Remember Your Responsibilities
A colleague encountered an odd problem with some Perl code the other day. It took us a while to realise what was going on, you'll probably work it out much quicker ...
Here's a simplified version of what we were dealing with:
use strict;
use warnings;
eval {
my $obj = SomeClass->new();
die "Code Red!\n";
};
if($@) {
print "Exception caught: $@\n";
}
else {
print "No exception occurred\n"
}
We both expected it to output:
Exception caught: Code Red!
but instead we got:
No exception occurred
You probably worked it out straightaway but for the record, here's what was happening ...
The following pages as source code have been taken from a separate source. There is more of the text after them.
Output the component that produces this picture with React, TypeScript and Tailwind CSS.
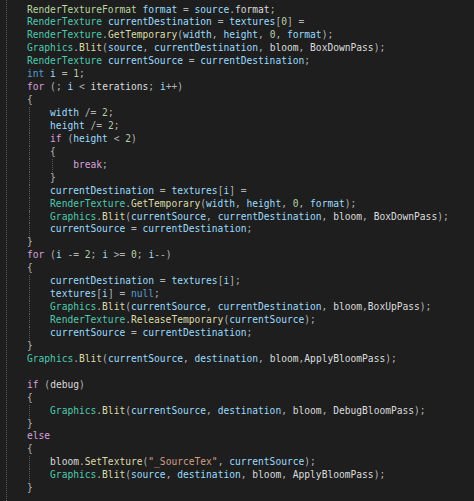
const code = `RenderTextureFormat format = source.format;
RenderTexture currentDestination = textures[0] =
RenderTexture.GetTemporary(width, height, 0, format);
Graphics.Blit(source, currentDestination, bloom, BoxDownPass);
RenderTexture currentSource = currentDestination;
int i = 1;
for (; i < iterations; i++)
{
    width /= 2;
    height /= 2;
    if (height < 2)
    {
        break;
    }
    currentDestination = textures[i] =
    RenderTexture.GetTemporary(width, height, 0, format);
    Graphics.Blit(currentSource, currentDestination, bloom, BoxDownPass);
    currentSource = currentDestination;
}
for (i -= 2; i >= 0; i--)
{
    currentDestination = textures[i];
    textures[i] = null;
    Graphics.Blit(currentSource, currentDestination, bloom,BoxUpPass);
    RenderTexture.ReleaseTemporary(currentSource);
    currentSource = currentDestination;
}
Graphics.Blit(currentSource, destination, bloom,ApplyBloomPass);

if (debug)
{
    Graphics.Blit(currentSource, destination, bloom, DebugBloomPass);
}
else
{
    bloom.SetTexture("_SourceTex", currentSource);
    Graphics.Blit(source, destination, bloom, ApplyBloomPass);
}`;

// token colours, VS dark theme
const colors = {
  type: 'text-[#4ec9b0]',
  enum: 'text-[#b8d7a3]',
  method: 'text-[#dcdcaa]',
  local: 'text-[#9cdcfe]',
  keyword: 'text-[#569cd6]',
  control: 'text-[#d8a0df]',
  number: 'text-[#b5cea8]',
  string: 'text-[#d69d85]',
  field: 'text-[#dcdcdc]',
  punct: 'text-[#b4b4b4]',
};

const types = ['RenderTexture', 'Graphics'];
const keywords = ['int', 'null'];
const control = ['for', 'if', 'break', 'else'];
const fields = ['bloom', 'BoxDownPass', 'BoxUpPass', 'ApplyBloomPass', 'DebugBloomPass', 'iterations', 'debug'];

function tokenize(text: string) {
  const parts = text.match(/"[^"]*"|[A-Za-z_]\w*|\d+|\s+|[^\w\s"]/g) ?? [];
  return parts.map((t, i) => {
    let kind: keyof typeof colors = 'punct';
    if (t.startsWith('"')) kind = 'string';
    else if (/^\d/.test(t)) kind = 'number';
    else if (/^[A-Za-z_]/.test(t)) {
      if (t === 'RenderTextureFormat') kind = 'enum';
      else if (types.includes(t)) kind = 'type';
      else if (keywords.includes(t)) kind = 'keyword';
      else if (control.includes(t)) kind = 'control';
      else if (parts[i + 1] === '(') kind = 'method';
      else if (fields.includes(t) || parts[i - 1] === '.') kind = 'field';
      else kind = 'local';
    }
    return { t, kind };
  });
}

function buildLines() {
  let depth = 0;
  return code.split('\n').map((raw) => {
    const trimmed = raw.trim();
    const indent = (raw.length - raw.trimStart().length) / 4;
    if (trimmed.startsWith('}')) depth--;
    const guides = depth;
    if (trimmed === '{') depth++;
    return { indent: Math.max(indent, guides), guides, tokens: tokenize(trimmed) };
  });
}

export default function App() {
  const lines = buildLines();

  return (
    <div className="w-[474px] h-[501px] overflow-hidden bg-[#1e1e1e] flex font-['DejaVu_Sans_Mono',monospace] text-[9.6px] leading-[12.95px]">
      {/* gutter */}
      <div className="w-[27px] flex-none">
        <div className="ml-[6px] h-full border-l border-dotted border-[#5c5c5c]"></div>
      </div>

      {/* code */}
      <div className="flex-1 pt-[3.5px] whitespace-pre">
        {lines.map((line, i) => (
          <div key={i} className="flex h-[12.95px]">
            {Array.from({ length: line.indent }).map((_, j) => (
              <div key={j} className="w-[4ch] flex-none h-full">
                {j < line.guides && (
                  <div className="ml-[1.5px] h-full border-l border-dotted border-[#5c5c5c]"></div>
                )}
              </div>
            ))}
            <span>
              {line.tokens.map((tok, k) => (
                <span key={k} className={colors[tok.kind]}>{tok.t}</span>
              ))}
            </span>
          </div>
        ))}
      </div>
    </div>
  );
}
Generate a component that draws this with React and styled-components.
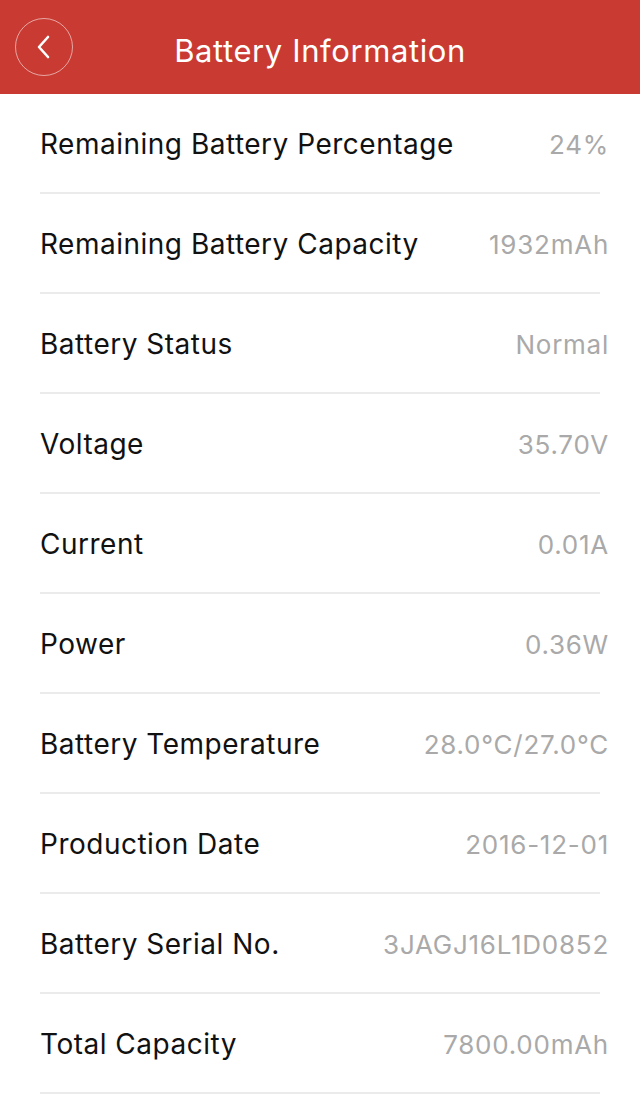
import styled, { createGlobalStyle } from 'styled-components'

const GlobalStyle = createGlobalStyle`
  body {
    margin: 0;
    background: #ffffff;
    font-family: Inter, "Noto Sans", sans-serif;
  }
`

const Page = styled.div`
  width: 640px;
  min-height: 1096px;
  background: #ffffff;
`

const Header = styled.header`
  height: 94px;
  background-color: #c93a32;
  display: grid;
  grid-template-columns: 88px 1fr 88px;
  align-items: center;
`

const BackButton = styled.button`
  width: 58px;
  height: 58px;
  margin-left: 15px;
  border-radius: 50%;
  border: 1px solid rgba(255, 255, 255, 0.55);
  background: transparent;
  display: flex;
  align-items: center;
  justify-content: center;
  padding: 0 2px 0 0;
  cursor: pointer;
`

const Title = styled.h1`
  margin: 0;
  padding-top: 6px;
  text-align: center;
  color: #ffffff;
  font-size: 31px;
  font-weight: 400;
  letter-spacing: 0.6px;
`

const List = styled.ul`
  list-style: none;
  margin: 0;
  padding: 0 31px 0 40px;
`

const Row = styled.li`
  height: 100px;
  display: flex;
  align-items: center;
  justify-content: space-between;
  position: relative;

  &::after {
    content: '';
    position: absolute;
    left: 0;
    right: 9px;
    bottom: 0;
    height: 2px;
    background: #ebebeb;
  }
`

const Label = styled.span`
  color: #111111;
  font-size: 28px;
  letter-spacing: 0.5px;
`

const Value = styled.span`
  color: #a9a9a9;
  font-size: 26px;
  letter-spacing: 0.75px;
`

const rows = [
  ['Remaining Battery Percentage', '24%'],
  ['Remaining Battery Capacity', '1932mAh'],
  ['Battery Status', 'Normal'],
  ['Voltage', '35.70V'],
  ['Current', '0.01A'],
  ['Power', '0.36W'],
  ['Battery Temperature', '28.0°C/27.0°C'],
  ['Production Date', '2016-12-01'],
  ['Battery Serial No.', '3JAGJ16L1D0852'],
  ['Total Capacity', '7800.00mAh'],
]

export default function App() {
  return (
    <Page>
      <GlobalStyle />
      <Header>
        <BackButton aria-label="Back">
          <svg width="18" height="26" viewBox="0 0 18 26" fill="none">
            <path
              d="M14 3 L5 13 L14 23"
              stroke="#ffffff"
              strokeWidth="2.6"
              strokeLinecap="round"
              strokeLinejoin="round"
            />
          </svg>
        </BackButton>
        <Title>Battery Information</Title>
        <div />
      </Header>
      <List>
        {rows.map(([label, value]) => (
          <Row key={label}>
            <Label>{label}</Label>
            <Value>{value}</Value>
          </Row>
        ))}
      </List>
    </Page>
  )
}
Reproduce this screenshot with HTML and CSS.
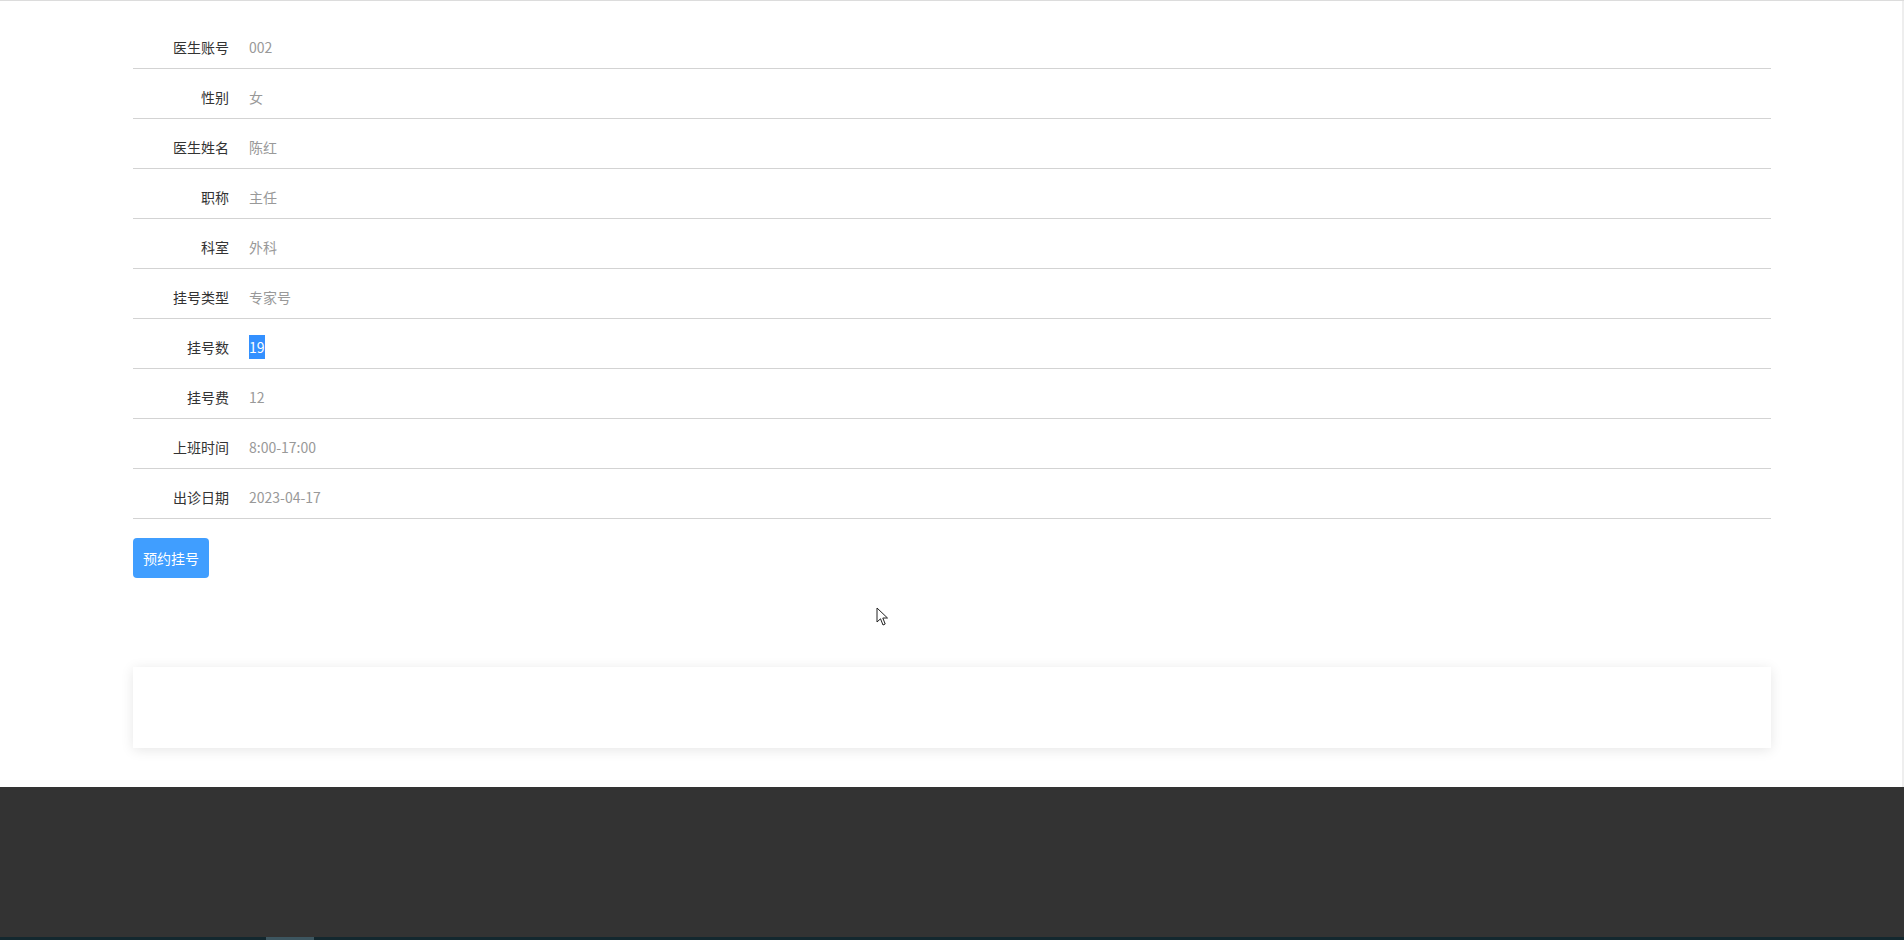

The die statement did generate an exception and the message was stored in $@. Of course the code in the eval block stopped executing immediately but when control flow exited the block, any lexcial variables declared in the block went out of scope. In this case there was only one: $obj. What we didn't realise is that $obj's class defined a destructor method ('DESTROY'). This method is called when the object goes out of scope and apparently in our case the method
wrapped something in an eval. Whatever that something was, it completed without generating an exception, so $@ ended up empty - indicating no error and overwriting the exception message that our code put there..
So, if you write a destructor method and it needs to use eval, please remember to use local($@) to restore the previous value of $@ when your routine completes.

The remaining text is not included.